Lara Landrum, identifying herself as a paid election worker, submitted an affidavit saying another woman at the County Clerk’s office was busily opening numerous mail-in ballots without supervision that night. Smith’s part of the complaint alleges no election judges processed mail-in ballots for three days after another set of judges contracted the coronavirus. He says there’s no accounting for what happened with those ballots.


County Clerk Lori Bongartz, a Democrat, denies that anyone handled ballots unsupervised. She says she followed all the rules and at least one Democrat and at least one Republican examined each mail-in ballot. She says she added the approximately 11,000 ballots at the end of the night as per instructions from the Illinois State Board of Elections. Some of them were received during the period when election judges were out because of the pandemic.

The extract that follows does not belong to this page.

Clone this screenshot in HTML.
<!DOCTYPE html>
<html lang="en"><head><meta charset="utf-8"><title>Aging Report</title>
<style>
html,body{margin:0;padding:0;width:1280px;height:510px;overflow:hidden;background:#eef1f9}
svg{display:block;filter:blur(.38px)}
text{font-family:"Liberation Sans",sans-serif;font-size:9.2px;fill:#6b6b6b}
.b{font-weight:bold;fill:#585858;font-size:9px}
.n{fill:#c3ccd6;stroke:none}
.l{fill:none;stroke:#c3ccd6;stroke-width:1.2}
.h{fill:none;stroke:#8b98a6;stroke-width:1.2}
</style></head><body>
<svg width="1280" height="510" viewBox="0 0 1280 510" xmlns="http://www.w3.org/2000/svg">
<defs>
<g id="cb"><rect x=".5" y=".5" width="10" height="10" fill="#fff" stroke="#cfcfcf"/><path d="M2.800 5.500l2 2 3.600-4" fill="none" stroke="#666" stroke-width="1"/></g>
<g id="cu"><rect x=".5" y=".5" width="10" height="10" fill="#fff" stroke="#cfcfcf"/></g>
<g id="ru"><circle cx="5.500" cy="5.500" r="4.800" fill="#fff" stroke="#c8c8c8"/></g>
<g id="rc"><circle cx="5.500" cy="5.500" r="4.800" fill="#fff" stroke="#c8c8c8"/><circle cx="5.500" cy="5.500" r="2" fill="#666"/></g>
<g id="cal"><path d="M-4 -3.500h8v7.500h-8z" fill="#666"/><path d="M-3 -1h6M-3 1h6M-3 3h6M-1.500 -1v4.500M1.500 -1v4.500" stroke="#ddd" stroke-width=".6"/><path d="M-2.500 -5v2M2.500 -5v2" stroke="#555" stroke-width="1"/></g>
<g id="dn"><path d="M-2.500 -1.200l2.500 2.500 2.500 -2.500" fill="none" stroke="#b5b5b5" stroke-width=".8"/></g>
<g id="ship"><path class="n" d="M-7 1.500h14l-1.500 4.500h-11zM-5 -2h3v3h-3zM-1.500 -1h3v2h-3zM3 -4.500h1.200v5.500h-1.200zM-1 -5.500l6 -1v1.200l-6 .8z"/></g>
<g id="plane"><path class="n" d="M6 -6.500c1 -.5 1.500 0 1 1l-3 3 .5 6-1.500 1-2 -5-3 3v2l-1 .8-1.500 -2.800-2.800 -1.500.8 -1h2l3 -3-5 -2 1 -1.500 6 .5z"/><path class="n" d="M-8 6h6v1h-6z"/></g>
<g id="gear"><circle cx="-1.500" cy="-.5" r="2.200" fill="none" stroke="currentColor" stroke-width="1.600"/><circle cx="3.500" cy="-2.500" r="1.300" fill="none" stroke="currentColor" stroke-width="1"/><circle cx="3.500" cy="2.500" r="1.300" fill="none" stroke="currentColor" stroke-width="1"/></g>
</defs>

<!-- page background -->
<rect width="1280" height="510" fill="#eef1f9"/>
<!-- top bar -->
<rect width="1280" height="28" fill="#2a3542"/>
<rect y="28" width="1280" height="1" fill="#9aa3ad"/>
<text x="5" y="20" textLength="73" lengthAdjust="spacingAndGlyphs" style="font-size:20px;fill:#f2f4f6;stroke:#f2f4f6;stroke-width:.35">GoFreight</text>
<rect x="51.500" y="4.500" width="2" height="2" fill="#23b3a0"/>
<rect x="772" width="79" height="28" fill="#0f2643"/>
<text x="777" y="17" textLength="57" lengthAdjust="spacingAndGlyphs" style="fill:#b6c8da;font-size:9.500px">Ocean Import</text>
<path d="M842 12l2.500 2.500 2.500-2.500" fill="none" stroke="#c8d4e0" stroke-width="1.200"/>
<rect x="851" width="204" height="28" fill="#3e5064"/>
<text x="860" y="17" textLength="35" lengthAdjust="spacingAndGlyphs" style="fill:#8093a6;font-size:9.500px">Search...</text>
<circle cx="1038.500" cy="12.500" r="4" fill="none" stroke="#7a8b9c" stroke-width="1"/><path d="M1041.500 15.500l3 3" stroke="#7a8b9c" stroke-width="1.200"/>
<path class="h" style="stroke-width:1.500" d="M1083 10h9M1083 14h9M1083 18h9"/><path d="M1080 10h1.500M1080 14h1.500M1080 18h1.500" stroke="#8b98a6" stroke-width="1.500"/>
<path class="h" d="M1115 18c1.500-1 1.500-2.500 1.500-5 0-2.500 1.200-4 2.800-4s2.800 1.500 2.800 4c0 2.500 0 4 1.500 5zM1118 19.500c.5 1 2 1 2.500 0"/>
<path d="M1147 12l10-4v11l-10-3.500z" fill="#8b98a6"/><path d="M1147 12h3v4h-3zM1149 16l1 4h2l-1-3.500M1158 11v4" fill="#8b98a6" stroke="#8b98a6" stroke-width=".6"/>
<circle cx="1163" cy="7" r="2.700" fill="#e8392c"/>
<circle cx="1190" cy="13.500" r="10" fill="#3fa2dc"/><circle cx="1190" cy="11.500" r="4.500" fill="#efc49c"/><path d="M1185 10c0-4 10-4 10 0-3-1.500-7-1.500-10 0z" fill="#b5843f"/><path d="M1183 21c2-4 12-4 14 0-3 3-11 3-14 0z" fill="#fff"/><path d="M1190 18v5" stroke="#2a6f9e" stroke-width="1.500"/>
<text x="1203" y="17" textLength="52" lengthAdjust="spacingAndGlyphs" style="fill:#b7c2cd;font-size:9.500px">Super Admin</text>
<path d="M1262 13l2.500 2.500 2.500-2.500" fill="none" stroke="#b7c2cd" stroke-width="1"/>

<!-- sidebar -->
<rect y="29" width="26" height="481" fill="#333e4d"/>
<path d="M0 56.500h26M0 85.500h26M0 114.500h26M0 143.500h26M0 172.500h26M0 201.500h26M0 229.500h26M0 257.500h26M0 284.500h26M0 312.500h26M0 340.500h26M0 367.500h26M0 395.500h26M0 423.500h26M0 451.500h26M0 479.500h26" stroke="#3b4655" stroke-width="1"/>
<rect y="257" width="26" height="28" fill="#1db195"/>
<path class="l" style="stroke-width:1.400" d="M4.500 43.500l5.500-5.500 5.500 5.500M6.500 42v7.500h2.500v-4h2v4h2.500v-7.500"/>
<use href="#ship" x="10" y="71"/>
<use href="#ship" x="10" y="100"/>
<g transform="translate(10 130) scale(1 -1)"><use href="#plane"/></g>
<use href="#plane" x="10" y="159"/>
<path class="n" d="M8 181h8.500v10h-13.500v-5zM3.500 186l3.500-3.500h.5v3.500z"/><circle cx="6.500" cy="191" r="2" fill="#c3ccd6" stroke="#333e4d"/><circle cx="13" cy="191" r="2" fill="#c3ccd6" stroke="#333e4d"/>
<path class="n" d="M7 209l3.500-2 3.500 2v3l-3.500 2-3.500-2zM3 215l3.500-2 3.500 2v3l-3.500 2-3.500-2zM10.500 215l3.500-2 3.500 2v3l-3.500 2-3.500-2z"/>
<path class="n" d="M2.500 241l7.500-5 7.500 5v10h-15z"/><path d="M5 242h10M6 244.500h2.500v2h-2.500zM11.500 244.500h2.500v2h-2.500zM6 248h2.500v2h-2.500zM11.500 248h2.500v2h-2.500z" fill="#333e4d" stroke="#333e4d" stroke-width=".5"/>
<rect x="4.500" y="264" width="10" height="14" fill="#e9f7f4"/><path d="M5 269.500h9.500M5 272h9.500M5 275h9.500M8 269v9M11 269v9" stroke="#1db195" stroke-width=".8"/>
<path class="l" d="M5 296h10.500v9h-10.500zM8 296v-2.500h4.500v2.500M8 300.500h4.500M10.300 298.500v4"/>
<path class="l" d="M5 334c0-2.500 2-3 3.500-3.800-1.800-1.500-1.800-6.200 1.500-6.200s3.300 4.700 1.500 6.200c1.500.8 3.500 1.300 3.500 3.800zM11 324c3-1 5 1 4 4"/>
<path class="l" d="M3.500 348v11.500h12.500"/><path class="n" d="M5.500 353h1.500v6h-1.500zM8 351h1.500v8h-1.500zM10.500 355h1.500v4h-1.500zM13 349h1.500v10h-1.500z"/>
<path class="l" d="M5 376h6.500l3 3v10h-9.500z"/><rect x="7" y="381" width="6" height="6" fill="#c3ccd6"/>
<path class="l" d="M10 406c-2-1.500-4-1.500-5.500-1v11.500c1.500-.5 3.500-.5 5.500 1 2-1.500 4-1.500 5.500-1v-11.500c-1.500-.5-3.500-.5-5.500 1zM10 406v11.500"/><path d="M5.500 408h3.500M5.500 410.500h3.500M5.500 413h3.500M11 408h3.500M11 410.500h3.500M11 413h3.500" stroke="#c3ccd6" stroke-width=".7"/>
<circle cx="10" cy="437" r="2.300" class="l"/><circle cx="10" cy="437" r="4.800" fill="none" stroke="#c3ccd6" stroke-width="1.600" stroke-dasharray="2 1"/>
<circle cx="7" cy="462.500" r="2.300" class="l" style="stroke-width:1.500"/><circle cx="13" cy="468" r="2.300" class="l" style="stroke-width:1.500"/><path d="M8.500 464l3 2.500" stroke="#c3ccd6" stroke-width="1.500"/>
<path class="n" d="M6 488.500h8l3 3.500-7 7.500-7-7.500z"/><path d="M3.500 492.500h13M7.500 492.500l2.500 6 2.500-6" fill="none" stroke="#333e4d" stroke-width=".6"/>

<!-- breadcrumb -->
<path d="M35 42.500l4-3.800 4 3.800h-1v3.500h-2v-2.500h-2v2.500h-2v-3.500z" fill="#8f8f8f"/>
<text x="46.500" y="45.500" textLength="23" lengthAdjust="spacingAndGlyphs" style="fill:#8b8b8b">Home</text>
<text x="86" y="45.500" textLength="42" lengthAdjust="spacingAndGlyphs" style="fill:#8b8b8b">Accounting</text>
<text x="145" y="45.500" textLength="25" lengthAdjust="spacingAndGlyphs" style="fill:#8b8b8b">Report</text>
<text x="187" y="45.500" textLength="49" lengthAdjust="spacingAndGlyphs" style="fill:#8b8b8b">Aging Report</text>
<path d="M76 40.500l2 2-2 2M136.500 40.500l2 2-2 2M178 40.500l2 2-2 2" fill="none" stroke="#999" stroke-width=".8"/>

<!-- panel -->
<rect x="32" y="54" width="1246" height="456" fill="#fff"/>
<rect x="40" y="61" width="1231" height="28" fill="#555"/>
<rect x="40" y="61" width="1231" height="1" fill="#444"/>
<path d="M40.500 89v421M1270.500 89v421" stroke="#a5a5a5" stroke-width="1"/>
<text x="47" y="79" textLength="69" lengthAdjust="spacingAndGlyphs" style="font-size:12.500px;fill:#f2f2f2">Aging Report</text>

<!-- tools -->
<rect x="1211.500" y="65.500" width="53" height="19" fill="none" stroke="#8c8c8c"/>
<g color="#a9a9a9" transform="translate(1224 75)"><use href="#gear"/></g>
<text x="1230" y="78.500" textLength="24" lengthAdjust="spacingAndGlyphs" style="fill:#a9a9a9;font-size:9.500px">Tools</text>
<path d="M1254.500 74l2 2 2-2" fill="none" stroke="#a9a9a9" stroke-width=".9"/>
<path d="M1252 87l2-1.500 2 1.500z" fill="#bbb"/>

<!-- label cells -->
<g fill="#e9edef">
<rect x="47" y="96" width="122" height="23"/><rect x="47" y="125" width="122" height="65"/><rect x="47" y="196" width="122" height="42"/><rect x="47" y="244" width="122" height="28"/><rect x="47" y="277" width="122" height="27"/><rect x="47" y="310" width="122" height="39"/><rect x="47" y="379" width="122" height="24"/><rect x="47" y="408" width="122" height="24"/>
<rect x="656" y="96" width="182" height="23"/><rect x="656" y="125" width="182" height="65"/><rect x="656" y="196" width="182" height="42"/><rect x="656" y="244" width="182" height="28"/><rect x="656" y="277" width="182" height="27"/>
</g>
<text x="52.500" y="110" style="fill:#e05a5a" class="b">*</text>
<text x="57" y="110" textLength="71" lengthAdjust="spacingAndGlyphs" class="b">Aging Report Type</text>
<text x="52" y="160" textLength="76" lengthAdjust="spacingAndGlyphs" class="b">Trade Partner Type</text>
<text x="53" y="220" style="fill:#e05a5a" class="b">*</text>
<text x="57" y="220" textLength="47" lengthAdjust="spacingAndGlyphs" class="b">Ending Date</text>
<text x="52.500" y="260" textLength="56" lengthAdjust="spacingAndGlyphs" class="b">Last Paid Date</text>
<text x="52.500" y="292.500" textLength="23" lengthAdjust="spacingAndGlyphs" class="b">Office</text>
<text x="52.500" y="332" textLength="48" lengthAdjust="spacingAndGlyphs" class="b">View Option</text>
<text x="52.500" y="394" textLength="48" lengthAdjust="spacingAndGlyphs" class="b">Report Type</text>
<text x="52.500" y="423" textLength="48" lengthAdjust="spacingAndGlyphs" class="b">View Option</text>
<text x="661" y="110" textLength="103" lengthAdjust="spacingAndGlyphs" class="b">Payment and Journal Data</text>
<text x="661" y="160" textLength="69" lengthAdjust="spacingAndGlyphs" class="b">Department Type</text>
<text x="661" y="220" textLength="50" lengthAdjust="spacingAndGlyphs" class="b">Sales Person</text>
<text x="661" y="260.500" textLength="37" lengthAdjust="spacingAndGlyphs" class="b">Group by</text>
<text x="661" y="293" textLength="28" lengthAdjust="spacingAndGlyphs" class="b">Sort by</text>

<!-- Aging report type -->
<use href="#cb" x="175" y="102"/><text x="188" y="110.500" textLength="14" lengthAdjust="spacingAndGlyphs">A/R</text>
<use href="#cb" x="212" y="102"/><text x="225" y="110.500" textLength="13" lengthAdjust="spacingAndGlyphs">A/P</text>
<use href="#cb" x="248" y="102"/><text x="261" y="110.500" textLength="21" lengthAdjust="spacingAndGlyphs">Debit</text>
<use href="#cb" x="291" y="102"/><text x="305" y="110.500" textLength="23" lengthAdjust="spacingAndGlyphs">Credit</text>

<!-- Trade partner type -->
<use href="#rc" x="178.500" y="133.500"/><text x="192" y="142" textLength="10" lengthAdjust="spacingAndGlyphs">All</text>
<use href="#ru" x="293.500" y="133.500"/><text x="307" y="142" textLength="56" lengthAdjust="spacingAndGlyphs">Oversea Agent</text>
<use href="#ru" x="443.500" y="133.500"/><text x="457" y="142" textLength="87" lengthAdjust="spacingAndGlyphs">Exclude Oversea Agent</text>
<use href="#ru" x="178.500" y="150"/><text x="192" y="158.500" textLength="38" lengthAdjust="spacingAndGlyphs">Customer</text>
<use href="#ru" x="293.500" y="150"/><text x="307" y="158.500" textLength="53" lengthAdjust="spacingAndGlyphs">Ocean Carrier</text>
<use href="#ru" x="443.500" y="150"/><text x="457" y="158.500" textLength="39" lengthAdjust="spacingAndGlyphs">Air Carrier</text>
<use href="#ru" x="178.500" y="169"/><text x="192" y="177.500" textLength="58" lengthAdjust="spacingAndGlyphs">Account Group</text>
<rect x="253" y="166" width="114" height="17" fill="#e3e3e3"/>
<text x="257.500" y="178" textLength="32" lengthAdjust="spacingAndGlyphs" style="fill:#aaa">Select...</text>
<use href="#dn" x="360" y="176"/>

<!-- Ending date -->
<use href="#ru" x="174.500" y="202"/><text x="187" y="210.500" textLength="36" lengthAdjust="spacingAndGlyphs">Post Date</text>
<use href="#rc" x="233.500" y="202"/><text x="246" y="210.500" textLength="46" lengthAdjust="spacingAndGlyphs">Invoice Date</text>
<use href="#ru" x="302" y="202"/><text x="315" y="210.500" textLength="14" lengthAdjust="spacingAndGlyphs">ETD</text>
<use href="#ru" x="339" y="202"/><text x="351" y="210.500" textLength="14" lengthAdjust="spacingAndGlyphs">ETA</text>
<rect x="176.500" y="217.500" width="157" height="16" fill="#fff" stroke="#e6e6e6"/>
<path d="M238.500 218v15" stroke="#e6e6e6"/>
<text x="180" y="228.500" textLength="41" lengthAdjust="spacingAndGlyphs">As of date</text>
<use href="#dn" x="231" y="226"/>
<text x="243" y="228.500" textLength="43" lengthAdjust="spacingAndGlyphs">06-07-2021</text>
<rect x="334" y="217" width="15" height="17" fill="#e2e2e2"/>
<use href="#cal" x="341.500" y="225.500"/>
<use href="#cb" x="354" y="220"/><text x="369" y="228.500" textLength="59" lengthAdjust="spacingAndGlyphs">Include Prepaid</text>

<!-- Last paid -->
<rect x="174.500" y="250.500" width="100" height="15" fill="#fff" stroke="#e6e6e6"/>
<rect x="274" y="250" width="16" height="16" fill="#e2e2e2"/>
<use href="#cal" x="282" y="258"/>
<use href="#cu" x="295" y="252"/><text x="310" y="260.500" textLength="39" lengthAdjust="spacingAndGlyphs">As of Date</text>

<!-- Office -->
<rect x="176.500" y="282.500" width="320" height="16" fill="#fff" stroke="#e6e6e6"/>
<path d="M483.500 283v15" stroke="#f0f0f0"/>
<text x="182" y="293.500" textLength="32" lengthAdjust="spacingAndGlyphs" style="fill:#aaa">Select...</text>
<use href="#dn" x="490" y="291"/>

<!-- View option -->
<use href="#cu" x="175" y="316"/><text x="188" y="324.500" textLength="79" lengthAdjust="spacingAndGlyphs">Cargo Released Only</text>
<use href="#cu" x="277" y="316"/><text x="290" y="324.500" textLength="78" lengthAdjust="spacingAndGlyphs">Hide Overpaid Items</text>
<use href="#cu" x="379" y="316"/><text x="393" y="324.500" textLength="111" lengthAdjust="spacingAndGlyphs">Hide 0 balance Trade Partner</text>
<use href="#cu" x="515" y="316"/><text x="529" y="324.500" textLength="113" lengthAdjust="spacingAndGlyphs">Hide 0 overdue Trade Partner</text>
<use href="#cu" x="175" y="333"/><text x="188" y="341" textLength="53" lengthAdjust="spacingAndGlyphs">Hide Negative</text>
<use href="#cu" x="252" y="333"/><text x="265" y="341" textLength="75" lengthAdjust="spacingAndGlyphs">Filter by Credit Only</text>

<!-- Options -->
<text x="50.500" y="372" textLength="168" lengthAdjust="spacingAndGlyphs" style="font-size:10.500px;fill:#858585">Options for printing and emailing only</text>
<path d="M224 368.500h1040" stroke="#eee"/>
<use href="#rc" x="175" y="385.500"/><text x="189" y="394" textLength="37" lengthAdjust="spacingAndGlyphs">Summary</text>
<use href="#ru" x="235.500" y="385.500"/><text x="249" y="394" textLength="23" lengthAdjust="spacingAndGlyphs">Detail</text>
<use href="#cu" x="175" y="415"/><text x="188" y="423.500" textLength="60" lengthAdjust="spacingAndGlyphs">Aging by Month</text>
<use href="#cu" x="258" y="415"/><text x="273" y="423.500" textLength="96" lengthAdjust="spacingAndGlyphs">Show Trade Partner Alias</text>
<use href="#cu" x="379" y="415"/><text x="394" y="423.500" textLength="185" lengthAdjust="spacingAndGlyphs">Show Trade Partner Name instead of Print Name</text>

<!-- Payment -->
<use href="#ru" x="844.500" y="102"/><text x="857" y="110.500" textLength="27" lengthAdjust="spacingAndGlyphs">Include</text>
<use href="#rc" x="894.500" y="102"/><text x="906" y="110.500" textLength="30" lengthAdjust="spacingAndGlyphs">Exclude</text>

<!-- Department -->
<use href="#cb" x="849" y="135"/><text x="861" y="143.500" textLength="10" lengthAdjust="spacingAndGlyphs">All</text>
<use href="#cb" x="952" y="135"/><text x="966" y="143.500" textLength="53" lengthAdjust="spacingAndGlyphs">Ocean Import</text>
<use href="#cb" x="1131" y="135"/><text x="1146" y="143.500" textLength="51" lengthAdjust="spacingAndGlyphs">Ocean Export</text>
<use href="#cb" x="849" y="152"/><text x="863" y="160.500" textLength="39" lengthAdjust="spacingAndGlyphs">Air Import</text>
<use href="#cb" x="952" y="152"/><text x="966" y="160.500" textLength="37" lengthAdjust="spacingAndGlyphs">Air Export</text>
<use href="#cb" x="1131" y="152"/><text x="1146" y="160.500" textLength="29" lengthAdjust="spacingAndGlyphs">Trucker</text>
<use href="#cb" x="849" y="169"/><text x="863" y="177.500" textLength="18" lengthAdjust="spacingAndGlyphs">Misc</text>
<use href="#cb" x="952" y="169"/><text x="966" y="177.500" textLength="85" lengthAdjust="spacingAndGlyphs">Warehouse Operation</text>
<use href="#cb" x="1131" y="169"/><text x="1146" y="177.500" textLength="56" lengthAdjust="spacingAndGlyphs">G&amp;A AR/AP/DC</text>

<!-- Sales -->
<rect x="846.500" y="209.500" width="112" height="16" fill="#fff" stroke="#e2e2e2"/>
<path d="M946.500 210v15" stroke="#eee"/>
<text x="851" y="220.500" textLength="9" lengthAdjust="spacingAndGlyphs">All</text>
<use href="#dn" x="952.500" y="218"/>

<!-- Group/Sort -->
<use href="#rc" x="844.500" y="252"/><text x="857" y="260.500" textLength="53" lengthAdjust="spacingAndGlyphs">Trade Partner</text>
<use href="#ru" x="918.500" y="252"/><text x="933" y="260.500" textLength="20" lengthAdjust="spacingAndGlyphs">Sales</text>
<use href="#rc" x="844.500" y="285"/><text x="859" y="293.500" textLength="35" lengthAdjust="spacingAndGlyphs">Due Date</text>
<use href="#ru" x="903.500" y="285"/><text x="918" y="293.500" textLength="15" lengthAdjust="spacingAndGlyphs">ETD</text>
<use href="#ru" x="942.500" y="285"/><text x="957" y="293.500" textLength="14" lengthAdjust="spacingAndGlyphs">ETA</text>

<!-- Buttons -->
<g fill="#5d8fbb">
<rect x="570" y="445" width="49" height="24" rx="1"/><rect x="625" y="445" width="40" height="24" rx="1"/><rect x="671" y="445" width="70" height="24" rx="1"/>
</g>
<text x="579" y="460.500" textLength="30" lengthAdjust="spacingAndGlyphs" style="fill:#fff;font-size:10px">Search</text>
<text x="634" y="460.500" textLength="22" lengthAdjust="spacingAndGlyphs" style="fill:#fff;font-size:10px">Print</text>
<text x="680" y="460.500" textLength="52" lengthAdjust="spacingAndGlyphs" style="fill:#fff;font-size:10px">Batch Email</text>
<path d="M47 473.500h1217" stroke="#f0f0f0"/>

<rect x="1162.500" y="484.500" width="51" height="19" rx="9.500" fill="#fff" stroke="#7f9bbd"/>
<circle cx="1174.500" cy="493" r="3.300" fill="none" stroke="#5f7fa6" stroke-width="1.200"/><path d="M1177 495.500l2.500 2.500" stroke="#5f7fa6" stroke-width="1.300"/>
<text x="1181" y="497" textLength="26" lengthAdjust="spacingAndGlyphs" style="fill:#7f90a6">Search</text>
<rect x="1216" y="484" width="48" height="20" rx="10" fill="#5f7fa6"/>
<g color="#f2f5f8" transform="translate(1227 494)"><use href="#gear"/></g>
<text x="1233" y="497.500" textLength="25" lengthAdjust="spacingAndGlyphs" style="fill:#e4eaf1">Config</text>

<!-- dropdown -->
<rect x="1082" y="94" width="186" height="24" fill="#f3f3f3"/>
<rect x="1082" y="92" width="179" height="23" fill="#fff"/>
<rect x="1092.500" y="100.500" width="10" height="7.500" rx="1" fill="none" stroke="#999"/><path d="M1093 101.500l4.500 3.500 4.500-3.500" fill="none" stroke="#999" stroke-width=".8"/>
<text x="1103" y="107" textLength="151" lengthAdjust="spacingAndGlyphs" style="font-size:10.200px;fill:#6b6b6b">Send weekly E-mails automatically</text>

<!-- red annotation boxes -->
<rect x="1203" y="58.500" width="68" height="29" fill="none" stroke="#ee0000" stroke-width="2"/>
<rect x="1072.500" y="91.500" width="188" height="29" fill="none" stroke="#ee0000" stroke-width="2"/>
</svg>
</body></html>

The court case asks a judge to order Bongartz to preserve all documents, computer files, envelopes, and everything else related to the election. And Smith wants an order halting certification of the results. However, Bongartz says she already certified results on November 17.

Lori Bongartz

As of this afternoon, the case is assigned to Joe Hettel but has no hearing date yet. He’s one of two local circuit judges the LaSalle County Republican Party urged voters to oust in their retention bids. Judges don’t pick the cases they’ll take when they’re filed. The Circuit Clerk’s Office assigns them randomly through a lottery type system. Circuit Clerk Greg Vaccaro is a Republican.

Larry Smith

Smith said the party’s central committee wanted to see more Republicans holding all offices, including judgeships. But the party didn’t persuade enough people to vote against Hettel for him to lose his job. The other circuit judge targeted, Gene Daugherity, also won retention.